Let us assume a worst-case planning scenario and assume for argument's sake that we fail the statewide IQ test by amending the California Constitution with the Pacific Gas & Electric initiative Proposition 16 next week. According to FEMA's Emergency Management Institute, these scenario-driven desktop exercises are a good way to start planning for emergency incidents, and in this economy, any increase in my or any of my neighbors' utility bills qualifies as an economic emergency under EMI's all-hazard preparedness paradigm.
As part of the worst-case scenario, we will also assume that California's Public Utility Commission (CPUC) gives uninsured wildfire legal expense billing authority to the investor owned utilities (or IOUs as San Diego Gas & Electric, PG&E and Southern California Edison are known collectively to CPUC).
The IOUs have already put some time into thinking about this. Here in San Diego, SDG&E has its cleverly-named CARE program to reduce power bills to low-income ratepaying customers by about 20%. After all, corporate public utilities don't get paid anything when any of us customers start falling off the grid.
But what about the rest of us?
It helps us to know what we are up against.
In 2003 and 2007, San Diego County wildfires were started in part by SDG&E overhead power equipment failures. In the more recent county wildfire complex, San Diegans experienced the largest mass evacuation in Southern California history to avoid being overrun by multiple wildfires. As SDG&E has been investigated and did in fact produce numerous employee witnesses to testify during those investigations, it is safe to say that SDG&E is now very aware of its role in those fires, yet putting most SDG&E power lines underground is not projected to be completed until 2063.

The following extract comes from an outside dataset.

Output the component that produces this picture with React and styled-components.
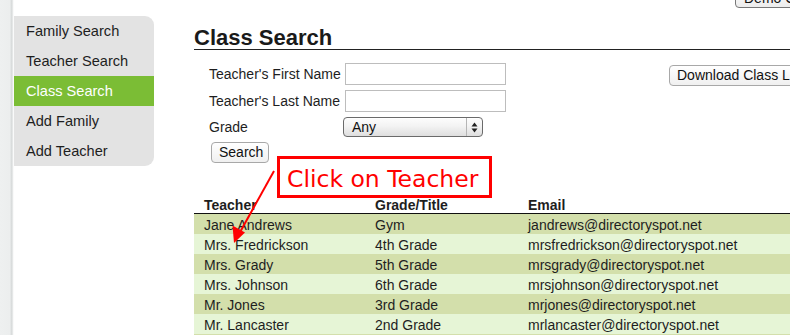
import React from "react";
import styled, { createGlobalStyle } from "styled-components";

const Global = createGlobalStyle`
  html, body { margin: 0; padding: 0; background: #fff; overflow: hidden; }
  body { font-family: "Liberation Sans", Arial, sans-serif; color: #222; }
  * { box-sizing: border-box; }
`;

const Page = styled.div`
  display: flex;
  width: 790px;
  height: 335px;
  overflow: hidden;
  position: relative;
`;

const Strip = styled.div`
  width: 14px;
  flex: none;
  background: linear-gradient(to right, #eef0f0 0, #eceeee 10px, #dde0e0 11px, #d6d9d9 12px, #f4f5f5 13px, #fff 14px);
`;

const Sidebar = styled.nav`
  width: 140px;
  flex: none;
  margin-top: 16px;
  align-self: flex-start;
  background: #e3e3e3;
  border-radius: 0 9px 9px 0;
  overflow: hidden;
`;

const NavItem = styled.div`
  height: 30px;
  line-height: 30px;
  padding-left: 12px;
  font-size: 14.6px;
  color: ${(p) => (p.$active ? "#fff" : "#1e1e1e")};
  background: ${(p) => (p.$active ? "#7bbd35" : "transparent")};
`;

const Main = styled.main`
  flex: 1;
  margin-left: 40px;
  min-width: 0;
  position: relative;
`;

const TopBar = styled.div`
  height: 8px;
  overflow: hidden;
  display: flex;
  align-items: flex-end;
`;

const DemoButton = styled.button`
  margin-left: 541px;
  height: 20px;
  flex: none;
  font-family: "Liberation Sans", Arial, sans-serif;
  font-size: 14px;
  padding: 0 8px;
  background: linear-gradient(#fff, #ececec);
  border: 1px solid #777;
  border-radius: 4px;
  line-height: 18px;
  color: #111;
`;

const Title = styled.h1`
  margin: 18px 0 0;
  font-size: 22px;
  line-height: 23px;
  font-weight: bold;
  color: #1a1a1a;
  border-bottom: 1px solid #222;
`;

const FormArea = styled.div`
  display: flex;
  align-items: flex-start;
  margin-top: 13px;
  padding-left: 15px;
`;

const FormGrid = styled.div`
  display: grid;
  grid-template-columns: 136px 161px;
  grid-template-rows: 22px 22px 20px 21px;
  row-gap: 5px;
  align-items: center;
`;

const Label = styled.label`
  font-size: 14px;
  color: #1e1e1e;
  white-space: nowrap;
`;

const TextInput = styled.input`
  width: 161px;
  height: 22px;
  border: 1px solid #bdbdbd;
  background: #fff;
  padding: 0 3px;
  font-size: 13px;
  outline: none;
`;

const SelectBox = styled.div`
  margin-left: -2px;
  width: 140px;
  height: 20px;
  border: 1px solid #6a6a6a;
  border-radius: 4px;
  background: linear-gradient(#fdfdfd, #f3f3f3 45%, #dedede);
  display: flex;
  align-items: center;
  font-size: 14px;
  color: #111;
  box-shadow: inset 0 1px 0 #fff;
`;

const SelectText = styled.span`
  flex: 1;
  padding-left: 8px;
`;

const SelectArrows = styled.span`
  width: 16px;
  height: 100%;
  border-left: 1px solid #b5b5b5;
  display: flex;
  align-items: center;
  justify-content: center;
`;

const Button = styled.button`
  height: 21px;
  font-family: "Liberation Sans", Arial, sans-serif;
  font-size: 14px;
  color: #111;
  background: linear-gradient(#ffffff, #f0f0f0);
  border: 1px solid #a8a8a8;
  border-radius: 4px;
  padding: 0 7px;
  line-height: 19px;
  white-space: nowrap;
  margin-left: ${(p) => p.$ml || 0}px;
  margin-top: ${(p) => p.$mt || 0}px;
  flex: none;
  width: ${(p) => (p.$w ? p.$w + "px" : "auto")};
`;

const Table = styled.table`
  margin-top: 33px;
  width: 620px;
  border-collapse: collapse;
  table-layout: fixed;
  font-size: 14px;
`;

const Col = styled.col`
  width: ${(p) => (p.$w ? p.$w + "px" : "auto")};
`;

const Th = styled.th`
  text-align: left;
  font-weight: bold;
  padding: 1px 0 0 10px;
  line-height: 16px;
  color: #1e1e1e;
  border-bottom: 1px solid #111;
`;

const Row = styled.tr`
  background: ${(p) => (p.$odd ? "#d3dfab" : "#e6f5d6")};
`;

const Td = styled.td`
  padding: 2px 0 0 10px;
  height: 20px;
  line-height: 18px;
  color: #1e1e1e;
  white-space: nowrap;
  vertical-align: top;
`;

const Callout = styled.div`
  position: absolute;
  left: 83px;
  top: 156px;
  width: 215px;
  height: 42px;
  border: 3px solid #f00;
  background: #fff;
  color: #f00;
  font-family: "DejaVu Sans", Verdana, sans-serif;
  font-size: 23.5px;
  line-height: 32px;
  padding: 4px 0 0 7px;
  white-space: nowrap;
`;

const ArrowSvg = styled.svg`
  position: absolute;
  left: 0;
  top: 0;
  pointer-events: none;
`;

const teachers = [
  ["Jane Andrews", "Gym", "jandrews@directoryspot.net"],
  ["Mrs. Fredrickson", "4th Grade", "mrsfredrickson@directoryspot.net"],
  ["Mrs. Grady", "5th Grade", "mrsgrady@directoryspot.net"],
  ["Mrs. Johnson", "6th Grade", "mrsjohnson@directoryspot.net"],
  ["Mr. Jones", "3rd Grade", "mrjones@directoryspot.net"],
  ["Mr. Lancaster", "2nd Grade", "mrlancaster@directoryspot.net"],
  ["Mrs. Miller", "1st Grade", "mrsmiller@directoryspot.net"],
];

const nav = ["Family Search", "Teacher Search", "Class Search", "Add Family", "Add Teacher"];

export default function App() {
  return (
    <>
      <Global />
      <Page>
        <Strip />
        <Sidebar>
          {nav.map((n) => (
            <NavItem key={n} $active={n === "Class Search"}>
              {n}
            </NavItem>
          ))}
        </Sidebar>
        <Main>
          <TopBar>
            <DemoButton>Demo Class</DemoButton>
          </TopBar>
          <Title>Class Search</Title>
          <FormArea>
            <FormGrid>
              <Label>Teacher's First Name</Label>
              <TextInput type="text" />
              <Label>Teacher's Last Name</Label>
              <TextInput type="text" />
              <Label>Grade</Label>
              <SelectBox>
                <SelectText>Any</SelectText>
                <SelectArrows>
                  <svg width="7" height="11" viewBox="0 0 7 11">
                    <path d="M3.5 0.5 L6.5 4.5 L0.5 4.5 Z" fill="#222" />
                    <path d="M3.5 10.5 L6.5 6.5 L0.5 6.5 Z" fill="#222" />
                  </svg>
                </SelectArrows>
              </SelectBox>
              <Button $ml={2} $w={58}>Search</Button>
            </FormGrid>
            <Button $ml={163} $mt={2}>Download Class List</Button>
          </FormArea>
          <Table>
            <colgroup>
              <Col $w={171} />
              <Col $w={153} />
              <Col />
            </colgroup>
            <thead>
              <tr>
                <Th>Teacher</Th>
                <Th>Grade/Title</Th>
                <Th>Email</Th>
              </tr>
            </thead>
            <tbody>
              {teachers.map((t, i) => (
                <Row key={t[0]} $odd={i % 2 === 0}>
                  <Td>{t[0]}</Td>
                  <Td>{t[1]}</Td>
                  <Td>{t[2]}</Td>
                </Row>
              ))}
            </tbody>
          </Table>
          <Callout>Click on Teacher</Callout>
          <ArrowSvg width="120" height="335" viewBox="0 0 120 335">
            <line x1="80" y1="171" x2="45" y2="234" stroke="#f00" strokeWidth="2" />
            <path d="M40 243 L38.5 225.5 L51 232.5 Z" fill="#f00" />
          </ArrowSvg>
        </Main>
      </Page>
    </>
  );
}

At Sempra Energy, investing corporate profits into public safety infrastructure improvements at its SDG&E unit takes a back seat to maintaining a decent corporate dividend payout to shareholders, just like BP and its second-rate priorities for deep-sea drilling safety.
As top-level IOU executives testified to last year in their joint application for Wildfire Expense Balancing Account (WEBA) authority, utility employee negligence and other wildfire-producing factors are an “ordinary” part of distributing electricity to customers. The overhead power lines are not coming down any time soon, so we can expect to see more massive wildfires as early as this year. The original WEBA application was to have been granted last year (current status: still under negotiation between parties for and against), which is a good reason to suspect that the corporate utilities consider themselves lucky that we didn't go up in flames in 2009.
Maybe in 2010?
To sum all that up, WEBA means that everything connected to wildfires, especially legal expenses and courtroom losses by SDG&E, PG&E and SCE, are billed to customers over time if there isn't enough insurance available to pay the tab. SDG&E already has a separate application filed with CPUC to call its post-2007 insurance cost increases and concurrent loss of coverage a billable “Z-Factor” as an unexpected surprise of an expense, so we know that WEBA or not, our power utility bills will go up.
By comparison, I don't know a driver alive today who doesn't expect some sort of personal insurance consequences for having an auto accident. One should expect an outright denial of coverage for causing a massively-damaging series of incidents stemming from any anticipated negligent behavior, whether an excuse existed in some state agency regulation for that behavior or not.
A Smaller Utility Bill When Electricity Rates Are Surely Rising
Those of us who are so unfortunate as to have more income than our CARE-qualifying neighbors can get creative in avoiding any SDG&E WEBA billings by being our own personal energy providers, as long as we keep things off the grid.
On the other hand, there are numerous federal and state tax credits for people who install grid-connected solar panels and other alternative energy generation options, but there are also considerable obstacles to be navigated before those credits are collected by us as individuals.
Anyone installing grid-connected solar panels needs to first get a permit from the City of San Diego, which conveniently raised its related home improvement permit fee earlier this year. The City wants its cut of the action, and you may vote on Proposition D in response as you please.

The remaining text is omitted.